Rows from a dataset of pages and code
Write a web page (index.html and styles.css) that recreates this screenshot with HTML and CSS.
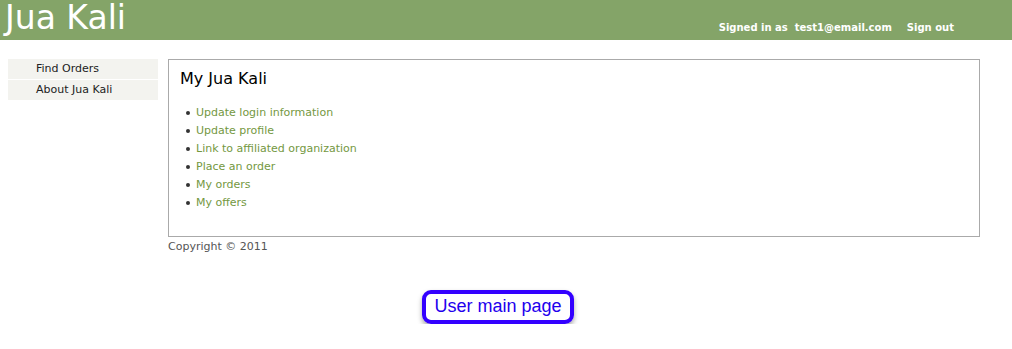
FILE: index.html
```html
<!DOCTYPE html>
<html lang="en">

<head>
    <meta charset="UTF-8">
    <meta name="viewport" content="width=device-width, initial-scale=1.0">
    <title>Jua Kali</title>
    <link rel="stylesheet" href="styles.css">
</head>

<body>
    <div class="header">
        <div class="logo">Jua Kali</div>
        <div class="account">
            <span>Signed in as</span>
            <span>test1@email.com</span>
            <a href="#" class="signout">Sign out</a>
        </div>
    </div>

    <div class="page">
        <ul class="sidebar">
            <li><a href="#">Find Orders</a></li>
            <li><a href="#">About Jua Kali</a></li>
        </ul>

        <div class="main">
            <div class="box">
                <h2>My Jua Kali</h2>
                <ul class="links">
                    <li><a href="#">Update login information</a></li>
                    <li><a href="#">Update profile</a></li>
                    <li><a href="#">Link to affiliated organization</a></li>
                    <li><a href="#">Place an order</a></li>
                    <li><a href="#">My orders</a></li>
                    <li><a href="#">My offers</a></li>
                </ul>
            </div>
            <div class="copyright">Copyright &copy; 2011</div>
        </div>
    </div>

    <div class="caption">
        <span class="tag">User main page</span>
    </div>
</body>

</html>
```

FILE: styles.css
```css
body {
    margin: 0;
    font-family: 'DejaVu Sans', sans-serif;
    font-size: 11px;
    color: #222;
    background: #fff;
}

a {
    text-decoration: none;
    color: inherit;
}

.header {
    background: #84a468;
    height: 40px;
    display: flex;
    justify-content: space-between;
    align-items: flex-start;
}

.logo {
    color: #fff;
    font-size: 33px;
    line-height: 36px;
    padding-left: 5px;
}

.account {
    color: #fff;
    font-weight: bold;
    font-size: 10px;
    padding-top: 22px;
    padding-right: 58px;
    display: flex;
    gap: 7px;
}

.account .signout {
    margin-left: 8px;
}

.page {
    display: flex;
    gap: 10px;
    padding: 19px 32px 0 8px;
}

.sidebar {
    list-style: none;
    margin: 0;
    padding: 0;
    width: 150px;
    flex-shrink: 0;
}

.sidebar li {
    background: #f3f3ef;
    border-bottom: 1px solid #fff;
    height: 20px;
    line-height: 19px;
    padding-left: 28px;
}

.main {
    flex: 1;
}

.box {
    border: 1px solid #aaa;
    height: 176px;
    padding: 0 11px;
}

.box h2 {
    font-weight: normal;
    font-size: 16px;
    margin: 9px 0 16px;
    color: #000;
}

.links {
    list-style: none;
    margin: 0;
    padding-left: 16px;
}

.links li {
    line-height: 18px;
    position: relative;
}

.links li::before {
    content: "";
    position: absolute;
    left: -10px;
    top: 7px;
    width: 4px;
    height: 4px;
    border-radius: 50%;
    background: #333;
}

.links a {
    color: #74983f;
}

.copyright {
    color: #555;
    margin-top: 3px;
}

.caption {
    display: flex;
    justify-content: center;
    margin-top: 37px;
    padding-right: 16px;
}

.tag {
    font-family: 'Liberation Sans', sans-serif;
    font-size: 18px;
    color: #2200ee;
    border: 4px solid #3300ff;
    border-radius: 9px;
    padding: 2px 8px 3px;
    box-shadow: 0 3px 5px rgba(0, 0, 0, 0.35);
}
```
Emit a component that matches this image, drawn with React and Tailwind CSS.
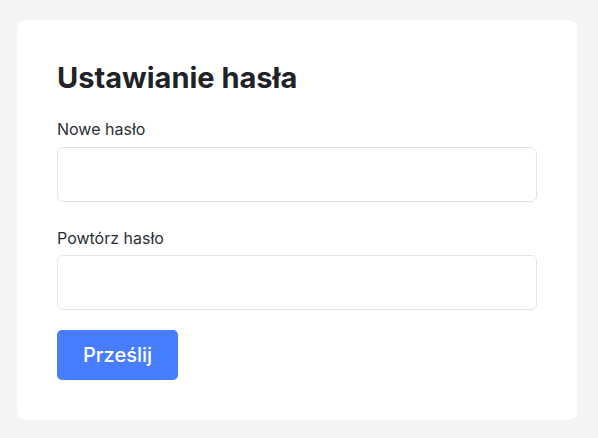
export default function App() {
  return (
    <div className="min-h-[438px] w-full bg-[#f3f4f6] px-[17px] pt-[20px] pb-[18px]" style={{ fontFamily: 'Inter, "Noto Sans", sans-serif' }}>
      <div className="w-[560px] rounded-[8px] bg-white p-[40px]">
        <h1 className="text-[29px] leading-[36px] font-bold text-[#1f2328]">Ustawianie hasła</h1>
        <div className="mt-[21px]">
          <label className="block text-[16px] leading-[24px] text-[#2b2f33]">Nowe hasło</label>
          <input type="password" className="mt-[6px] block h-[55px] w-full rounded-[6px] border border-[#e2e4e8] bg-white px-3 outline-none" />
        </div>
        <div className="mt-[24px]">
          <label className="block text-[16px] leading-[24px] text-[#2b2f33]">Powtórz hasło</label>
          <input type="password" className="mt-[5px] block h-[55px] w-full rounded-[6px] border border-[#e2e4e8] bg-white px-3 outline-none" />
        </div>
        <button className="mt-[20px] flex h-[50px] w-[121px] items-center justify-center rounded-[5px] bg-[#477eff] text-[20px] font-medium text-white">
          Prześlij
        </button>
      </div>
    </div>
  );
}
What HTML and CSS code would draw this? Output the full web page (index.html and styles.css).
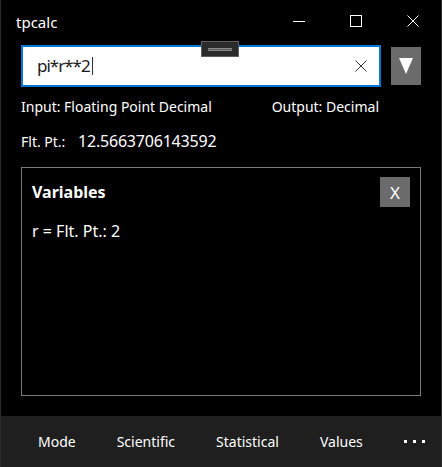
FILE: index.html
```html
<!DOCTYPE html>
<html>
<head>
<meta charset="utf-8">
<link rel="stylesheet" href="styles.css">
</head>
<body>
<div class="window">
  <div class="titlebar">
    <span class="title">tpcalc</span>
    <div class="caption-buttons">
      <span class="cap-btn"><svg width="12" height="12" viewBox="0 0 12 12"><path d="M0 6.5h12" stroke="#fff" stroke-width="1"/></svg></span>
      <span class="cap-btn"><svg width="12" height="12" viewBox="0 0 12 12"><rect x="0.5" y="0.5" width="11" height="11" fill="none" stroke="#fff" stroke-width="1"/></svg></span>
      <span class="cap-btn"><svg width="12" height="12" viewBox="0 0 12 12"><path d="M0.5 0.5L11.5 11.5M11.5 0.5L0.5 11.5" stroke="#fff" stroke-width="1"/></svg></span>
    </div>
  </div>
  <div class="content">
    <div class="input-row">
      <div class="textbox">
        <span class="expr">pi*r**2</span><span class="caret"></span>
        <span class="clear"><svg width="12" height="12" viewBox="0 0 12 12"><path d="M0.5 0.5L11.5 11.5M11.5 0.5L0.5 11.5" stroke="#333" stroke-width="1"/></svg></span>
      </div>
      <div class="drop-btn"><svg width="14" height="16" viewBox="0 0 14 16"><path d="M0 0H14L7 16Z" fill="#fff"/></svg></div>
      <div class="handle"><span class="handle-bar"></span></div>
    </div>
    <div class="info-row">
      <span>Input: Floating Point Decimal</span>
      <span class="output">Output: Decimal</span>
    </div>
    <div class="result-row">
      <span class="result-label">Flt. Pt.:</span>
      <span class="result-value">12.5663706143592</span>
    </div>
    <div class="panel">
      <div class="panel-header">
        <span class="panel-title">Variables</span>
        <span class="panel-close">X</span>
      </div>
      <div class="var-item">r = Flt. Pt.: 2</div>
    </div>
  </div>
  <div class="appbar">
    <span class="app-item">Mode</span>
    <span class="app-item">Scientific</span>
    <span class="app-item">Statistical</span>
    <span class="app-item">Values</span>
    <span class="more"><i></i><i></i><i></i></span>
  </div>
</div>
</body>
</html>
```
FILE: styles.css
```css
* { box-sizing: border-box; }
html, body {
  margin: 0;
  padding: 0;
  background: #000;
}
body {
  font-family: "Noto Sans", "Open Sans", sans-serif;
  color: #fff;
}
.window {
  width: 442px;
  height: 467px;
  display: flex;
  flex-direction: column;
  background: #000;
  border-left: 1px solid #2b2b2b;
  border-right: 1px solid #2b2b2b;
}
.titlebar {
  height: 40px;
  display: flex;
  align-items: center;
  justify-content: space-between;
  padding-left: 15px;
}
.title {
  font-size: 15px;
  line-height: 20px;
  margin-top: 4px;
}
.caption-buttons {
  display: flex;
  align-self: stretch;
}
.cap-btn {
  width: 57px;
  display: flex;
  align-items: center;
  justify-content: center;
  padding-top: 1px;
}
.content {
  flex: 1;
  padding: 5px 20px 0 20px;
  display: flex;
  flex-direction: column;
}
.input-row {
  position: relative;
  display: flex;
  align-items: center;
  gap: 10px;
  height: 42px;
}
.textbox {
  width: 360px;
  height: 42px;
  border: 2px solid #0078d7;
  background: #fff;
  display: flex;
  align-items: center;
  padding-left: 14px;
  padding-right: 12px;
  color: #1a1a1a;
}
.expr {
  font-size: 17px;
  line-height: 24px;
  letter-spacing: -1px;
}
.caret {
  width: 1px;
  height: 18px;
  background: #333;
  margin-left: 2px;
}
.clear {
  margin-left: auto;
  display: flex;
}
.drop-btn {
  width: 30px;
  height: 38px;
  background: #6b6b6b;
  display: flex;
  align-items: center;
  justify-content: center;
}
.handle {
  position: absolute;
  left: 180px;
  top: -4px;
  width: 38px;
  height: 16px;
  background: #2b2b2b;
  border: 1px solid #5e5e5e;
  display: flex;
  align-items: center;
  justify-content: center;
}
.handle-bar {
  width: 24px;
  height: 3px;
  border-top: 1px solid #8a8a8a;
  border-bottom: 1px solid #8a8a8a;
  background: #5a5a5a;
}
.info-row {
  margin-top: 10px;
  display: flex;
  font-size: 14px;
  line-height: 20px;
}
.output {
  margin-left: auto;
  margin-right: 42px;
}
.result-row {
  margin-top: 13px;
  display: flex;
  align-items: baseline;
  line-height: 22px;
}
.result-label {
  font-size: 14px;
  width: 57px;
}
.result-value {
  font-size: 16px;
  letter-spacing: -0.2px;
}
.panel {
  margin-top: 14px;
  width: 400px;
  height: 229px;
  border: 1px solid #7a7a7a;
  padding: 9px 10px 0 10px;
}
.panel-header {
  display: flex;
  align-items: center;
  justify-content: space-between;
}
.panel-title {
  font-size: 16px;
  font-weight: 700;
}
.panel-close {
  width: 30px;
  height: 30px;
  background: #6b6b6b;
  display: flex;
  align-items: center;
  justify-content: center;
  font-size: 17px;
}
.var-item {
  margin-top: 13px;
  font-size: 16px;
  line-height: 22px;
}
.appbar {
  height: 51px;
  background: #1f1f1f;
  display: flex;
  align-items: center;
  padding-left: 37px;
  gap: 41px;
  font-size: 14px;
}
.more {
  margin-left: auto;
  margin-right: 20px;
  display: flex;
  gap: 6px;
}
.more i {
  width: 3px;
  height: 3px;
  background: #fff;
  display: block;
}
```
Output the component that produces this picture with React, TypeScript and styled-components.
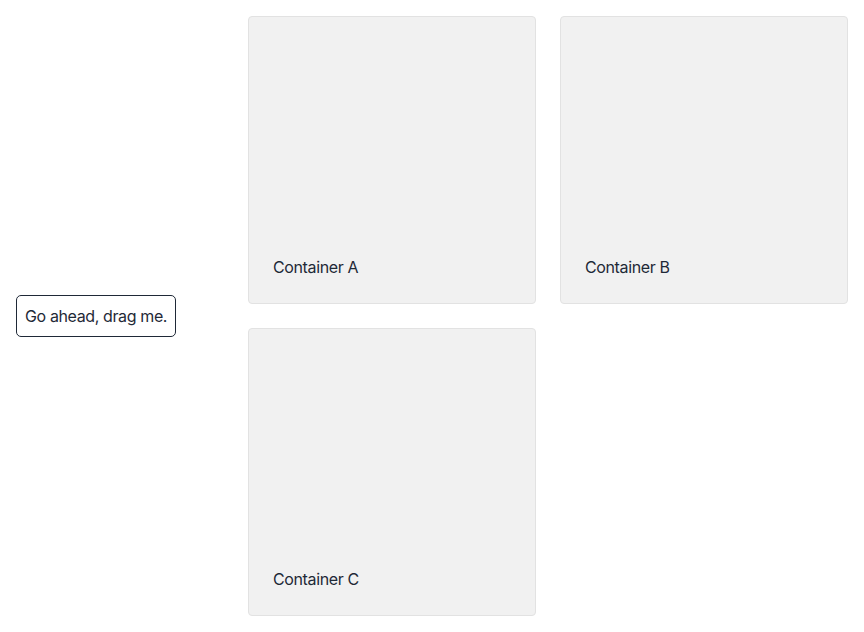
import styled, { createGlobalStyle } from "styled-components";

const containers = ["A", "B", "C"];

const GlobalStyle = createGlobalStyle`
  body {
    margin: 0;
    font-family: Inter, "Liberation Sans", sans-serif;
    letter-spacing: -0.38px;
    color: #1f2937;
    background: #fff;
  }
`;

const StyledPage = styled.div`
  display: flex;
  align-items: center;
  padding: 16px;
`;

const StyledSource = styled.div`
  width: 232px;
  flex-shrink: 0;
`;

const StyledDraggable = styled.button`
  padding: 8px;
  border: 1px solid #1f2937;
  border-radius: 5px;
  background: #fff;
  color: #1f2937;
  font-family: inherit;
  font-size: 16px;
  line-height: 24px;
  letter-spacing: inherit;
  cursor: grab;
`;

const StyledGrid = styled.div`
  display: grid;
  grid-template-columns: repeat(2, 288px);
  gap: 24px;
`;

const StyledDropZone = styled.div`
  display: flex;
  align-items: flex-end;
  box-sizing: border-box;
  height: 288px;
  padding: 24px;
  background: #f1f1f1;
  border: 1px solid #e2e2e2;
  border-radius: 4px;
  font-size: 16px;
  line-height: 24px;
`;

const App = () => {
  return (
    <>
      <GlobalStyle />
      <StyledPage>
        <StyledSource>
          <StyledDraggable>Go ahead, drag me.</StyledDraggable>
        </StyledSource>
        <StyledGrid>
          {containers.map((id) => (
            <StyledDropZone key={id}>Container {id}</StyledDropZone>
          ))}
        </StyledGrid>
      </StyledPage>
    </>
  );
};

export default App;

> _What you are asked to do_
Gather every line containing the word "components" and copy it.

> _Response to this exercise_
Output the component that produces this picture with React, TypeScript and styled-components.
import styled, { createGlobalStyle } from "styled-components";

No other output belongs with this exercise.